Buhay Rep. Lito Atienza recently said that every Tom, Dick and Harry illegally occupying and obstructing a public road or sidewalk is actually paying a bribe to somebody.
This, he said, is why President Rodrigo Duterte’s road and sidewalk-clearing push should be considered as a herculean fight against corruption.
‘This is the State flexing its muscles and using its police powers to reclaim and give back to the people all the roads and sidewalks that rightfully belong to them’, Atienza said.
Describing the State’s police powers as ‘the ability of Malacañang down to local government officials to compel obedience to laws, and to regulate behavior and enforce order for the improvement of public welfare,’ Atienza says that the corruption that pervades the illegal use of roads and sidewalks – as public transport terminals, parking spaces and vending areas – involves crooked local motor vehicle traffic bosses, active and retired police and military officers and barangay officials, among others.
On July 29, the President, through Interior and Local Government Secretary Eduardo Año, gave all governors and mayors down to barangay chairpersons 60 days to unblock all roads and sidewalks within their jurisdiction, under pain of swift administrative suspension by Malacañang.
‘As we’ve been pointing out repeatedly, the government does not really need emergency powers to fix road congestion. It has ample police powers to remove all unwanted road obstructions,’ Atienza said.
Indeed, it is common knowledge that those illegally occupying sidewalks or even roads are definitely able to continue with their illicit money-making schemes by making some people rich--people who are in power, particularly officials and ‘collectors’ from the barangay, police and City Hall, among others.
This is exactly what happened in Manila. By refusing to accept bribe money from illegal vendors and illegal terminals as well, Mayor Isko Moreno was able to clear major roads and thouroughfares.
His political rivals scoff at Mayor Kois for revealing that the bribes go up to about P5 million a day when in fact, it could even be more, based on what well-placed sources say.

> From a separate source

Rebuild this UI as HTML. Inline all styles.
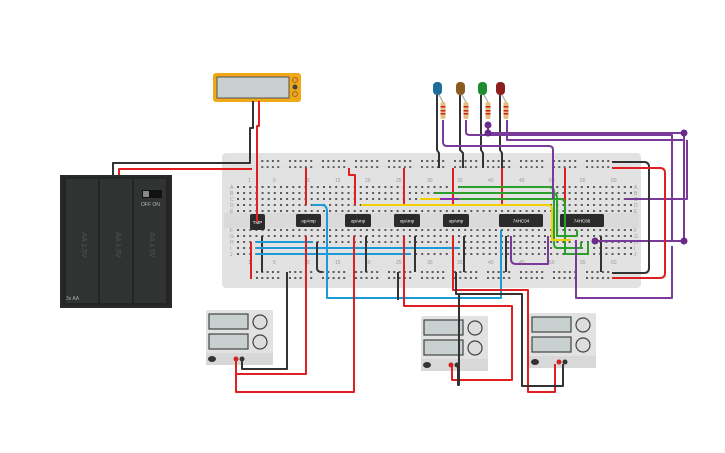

And as Mayor Kois had said time and again, should the public find the illegal vendors and terminals back and again occupying the roads and thoroughfares illegally, it could only mean one thing — that he has already accepted bribes.
In relation to this, Atienza also urges Malacañang to issue an executive order that will deal with all the road excavations left unattended by public works contractors and private firms supplying water, gas, electricity and telecommunications services.
“We need highly disciplined road diggings, considering that there could be up to two million of them nationwide every year, including those done by utility companies,” he said.
I totally agree with the good Congresman when he said that road excavation permit applicants should be billed rising hourly fees so they will be coerced to complete their work without delay. They should also be required to pay extra charges if they choose to do their work on weekdays, instead of weekends.